We were given some instructions on olive picking and we headed off to the trees with nets spread out under them to catch our picked olives. The picking is all done by hand. For us it was fun and not too messy. The olives come away easily from the branches and they are clean and dry. I’m not sure we would feel the same after 4,000 trees.
The nets are put under the trees on the day of picking and the olives are pressed as soon as possible after the fruit is picked for the best results.
Augusto also showed us the equipment used to press the olives to make the oil. The new method may not sound as romantic as the old stone presses, but we are assured that the resulting oil is much better.
We are taken into the olive grove to see the drainage system for the terraced land. It rains quite a lot here in winter and the terraces would wash away easily if not for the ancient solution. The terraces slope towards a trench which carries the water safely away. The trench and the dry stone walls were put in place a couple of hundred years ago and still work very well, with lots of maintenance of course.

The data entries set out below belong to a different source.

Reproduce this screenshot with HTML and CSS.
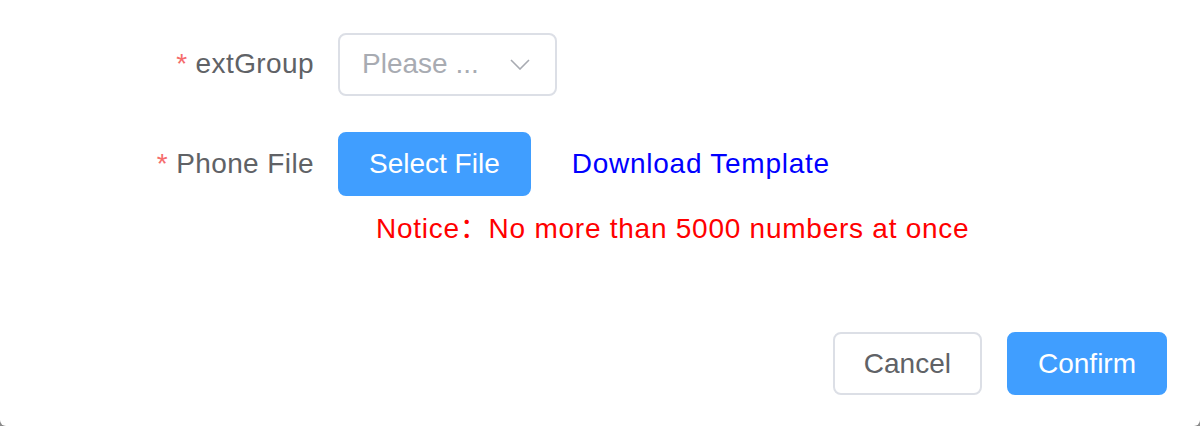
FILE: index.html
```html
<!DOCTYPE html>
<html>
<head>
<meta charset="utf-8">
<link rel="stylesheet" href="styles.css">
</head>
<body>
<div class="dialog">
  <div class="form">
    <div class="form-item">
      <label class="label"><span class="req">*</span> extGroup</label>
      <div class="select">
        <span class="placeholder">Please ...</span>
        <svg class="chevron" width="20" height="11" viewBox="0 0 20 11"><path d="M1 1 L10 10 L19 1" fill="none" stroke="#a8abb2" stroke-width="1.6"/></svg>
      </div>
    </div>
    <div class="form-item row-file">
      <label class="label"><span class="req">*</span> Phone File</label>
      <button class="btn btn-primary">Select File</button>
      <a class="link">Download Template</a>
    </div>
    <div class="notice" lang="zh-CN">Notice：No more than 5000 numbers at once</div>
  </div>
  <div class="footer">
    <button class="btn btn-default">Cancel</button>
    <button class="btn btn-primary">Confirm</button>
  </div>
</div>
</body>
</html>
```
FILE: styles.css
```css
html, body {
  margin: 0;
  padding: 0;
  background: #8a8a8a;
  height: 100%;
}
.dialog {
  box-sizing: border-box;
  width: 1200px;
  height: 426px;
  background: #ffffff;
  border-radius: 0 0 6px 6px;
  display: flex;
  flex-direction: column;
  padding-top: 32px;
  font-family: "Liberation Sans", Arial, sans-serif;
  font-size: 28px;
}
.form {
  display: flex;
  flex-direction: column;
}
.form-item {
  display: flex;
  align-items: center;
  height: 64px;
}
.row-file {
  margin-top: 36px;
}
.label {
  width: 314px;
  margin-right: 24px;
  text-align: right;
  color: #606266;
  white-space: nowrap;
  letter-spacing: 0.4px;
}
.req {
  color: #f56c6c;
}
.select {
  box-sizing: border-box;
  width: 219px;
  height: 63px;
  border: 2px solid #dcdfe6;
  border-radius: 8px;
  display: flex;
  align-items: center;
  justify-content: space-between;
  padding: 0 25px 0 22px;
}
.placeholder {
  color: #a8abb2;
}
.chevron {
  display: block;
}
.btn {
  box-sizing: border-box;
  height: 64px;
  padding: 0 29px;
  border-radius: 8px;
  font-family: "Liberation Sans", Arial, sans-serif;
  font-size: 28px;
  cursor: pointer;
}
.btn-primary {
  background: #409eff;
  border: 2px solid #409eff;
  color: #ffffff;
}
.btn-default {
  background: #ffffff;
  border: 2px solid #dcdfe6;
  color: #606266;
}
.link {
  color: #0000ff;
  margin-left: 41px;
  letter-spacing: 0.75px;
}
.notice {
  color: #ff0000;
  margin-top: 13px;
  line-height: 40px;
  padding-left: 376px;
  letter-spacing: 0.75px;
  font-family: "Liberation Sans", "Noto Sans CJK SC", sans-serif;
}
.footer {
  margin-top: auto;
  display: flex;
  justify-content: flex-end;
  gap: 25px;
  padding: 0 33px 31px 0;
}
.footer .btn {
  height: 63px;
}
```
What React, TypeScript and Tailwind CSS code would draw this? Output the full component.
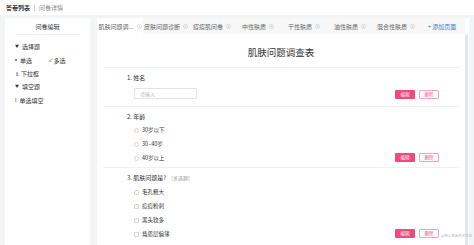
import React from "react";

const tabs = [
  "肌肤问题调...",
  "皮肤问题诊断",
  "痘痘肌问卷",
  "中性肤质",
  "干性肤质",
  "油性肤质",
  "混合性肤质",
];

const TabIcon = () => (
  <svg width="5" height="5" viewBox="0 0 10 10" className="shrink-0">
    <circle cx="5" cy="5" r="4.2" fill="none" stroke="#c8c8c8" strokeWidth="1.2" />
    <circle cx="5" cy="5" r="1.4" fill="#c8c8c8" />
  </svg>
);

const Buttons = ({ mb }: { mb: string }) => (
  <div className={`flex gap-[4px] self-end ${mb}`}>
    <button className="h-[9px] w-[20px] rounded-[1px] bg-[#ee4a7b] text-[4.5px] leading-[9px] text-white">
      编辑
    </button>
    <button className="h-[9px] w-[20px] rounded-[1px] border border-[#f0a5bd] bg-white text-[4.5px] leading-[7px] text-[#ee4a7b]">
      删除
    </button>
  </div>
);

const Radio = ({ label }: { label: string }) => (
  <div className="flex h-[14px] items-center gap-[3px] pl-[7px]">
    <span className="h-[5px] w-[5px] rounded-full border border-[#d4d4d4]" />
    <span>{label}</span>
  </div>
);

const Check = ({ label }: { label: string }) => (
  <div className="flex h-[14px] items-center gap-[3px] pl-[7px]">
    <span className="h-[5px] w-[5px] rounded-[1px] border border-[#d4d4d4]" />
    <span>{label}</span>
  </div>
);

export default function App() {
  return (
    <div
      className="relative h-[245px] w-[474px] overflow-hidden bg-[#f3f4f6] text-[#333]"
      style={{ fontFamily: '"Noto Sans CJK SC", "Noto Sans", sans-serif' }}
    >
      <header className="flex h-[15px] items-center gap-[4px] bg-white px-[6px] text-[6px]">
        <span className="font-bold text-[#333]">答卷列表</span>
        <span className="h-[6px] w-px bg-[#ccc]" />
        <span className="text-[#888]">问卷详情</span>
      </header>

      <div className="flex gap-[7px] pl-[5px] pt-[3px]">
        <aside className="h-[240px] w-[85px] rounded-[3px] bg-white text-[6px]">
          <div className="flex h-[16px] items-center justify-center pt-[1px]">问卷编辑</div>
          <div className="mx-[10px] h-px bg-[#eee]" />
          <div className="flex flex-col pl-[10px] pt-[4px]">
            <div className="flex h-[14px] items-center gap-[3px]">
              <span className="text-[4px]">▼</span>
              <span>选择题</span>
            </div>
            <div className="flex h-[14px] items-center">
              <span className="flex w-[34px] items-center gap-[3px]">
                <span className="h-[2px] w-[2px] rounded-full bg-[#555]" />
                <span>单选</span>
              </span>
              <span className="flex items-center gap-[1px]">
                <span className="text-[5px]">✓</span>
                <span>多选</span>
              </span>
            </div>
            <div className="flex h-[13px] items-center gap-[2px]">
              <span className="text-[5px]">⇕</span>
              <span>下拉框</span>
            </div>
            <div className="flex h-[12px] items-center gap-[3px]">
              <span className="text-[4px]">▼</span>
              <span>填空题</span>
            </div>
            <div className="flex h-[16px] items-center gap-[3px]">
              <span className="text-[5px]">I</span>
              <span>单选填空</span>
            </div>
          </div>
        </aside>

        <main className="flex h-[240px] w-[372px] rounded-tl-[3px] bg-white">
          <div className="flex w-[368px] flex-col">
            <div className="flex h-[16px] bg-[#f7f7f8] text-[6px] text-[#666]">
              {tabs.map((t, i) => (
                <div
                  key={t}
                  className={`flex w-[46px] items-center justify-center gap-[3px] ${
                    i === 0 ? "bg-white" : ""
                  }`}
                >
                  <span>{t}</span>
                  <TabIcon />
                </div>
              ))}
              <div className="flex w-[46px] items-center justify-center text-[#4a7ccc]">
                + 添加页面
              </div>
            </div>

            <div className="flex h-[33px] items-center justify-center pt-[3px] text-[9.5px] text-[#333]">
              肌肤问题调查表
            </div>
            <div className="mx-[6px] h-px bg-[#f0f0f0]" />

            <div className="flex justify-between pb-[7px] pl-[30px] pr-[26px] pt-[6px] text-[6px]">
              <div className="flex flex-col">
                <div className="h-[8px] leading-[8px]">1. 姓名</div>
                <div className="ml-[7px] mt-[6px] flex h-[11px] w-[63px] items-center rounded-[1px] border border-[#e3e3e3] pl-[5px] text-[5px] text-[#bbb]">
                  请输入
                </div>
              </div>
              <Buttons mb="mb-0" />
            </div>
            <div className="mx-[6px] h-px bg-[#f0f0f0]" />

            <div className="flex justify-between pb-[2px] pl-[30px] pr-[26px] pt-[6px] text-[6px]">
              <div className="flex flex-col">
                <div className="h-[8px] leading-[8px]">2. 年龄</div>
                <div className="mt-[2px] flex flex-col text-[5.5px]">
                  <Radio label="30岁以下" />
                  <Radio label="30~40岁" />
                  <Radio label="40岁以上" />
                </div>
              </div>
              <Buttons mb="mb-[3px]" />
            </div>
            <div className="mx-[6px] h-px bg-[#f0f0f0]" />

            <div className="flex justify-between pb-[2px] pl-[30px] pr-[26px] pt-[6px] text-[6px]">
              <div className="flex flex-col">
                <div className="flex h-[8px] items-center gap-[5px] leading-[8px]">
                  <span>3. 肌肤问题是?</span>
                  <span className="text-[5px] text-[#999]">[多选题]</span>
                </div>
                <div className="mt-[3px] flex flex-col text-[5.5px]">
                  <Check label="毛孔粗大" />
                  <Check label="痘痘粉刺" />
                  <Check label="黑头较多" />
                  <Check label="角质层偏薄" />
                </div>
              </div>
              <Buttons mb="mb-[3px]" />
            </div>
          </div>
          <div className="mt-[16px] h-[224px] w-[3px] rounded-full bg-[#e6e6e6]" />
        </main>
      </div>

      <div className="absolute left-[441px] top-[233px] text-[3.5px] text-[#b8b8b8]">
        @稀土掘金技术社区
      </div>
    </div>
  );
}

It is absolutely beautiful in the olive grove, and it would be tempting to lie down in the green grass and gaze at the blue sky.
But something very important called us…….lunch…..cooked to perfection by Elena Pardini.
The first course was a delicate white bean soup, followed by delicious ravioli (which I gobbled up before I got a photograph) then tagliata, delicious vegetables and salad.
The red wine was also made at Alle Camelie.
A heavenly fruit crostata followed.
Thank you Inge (below) and Augusto (and Heather) for a great day.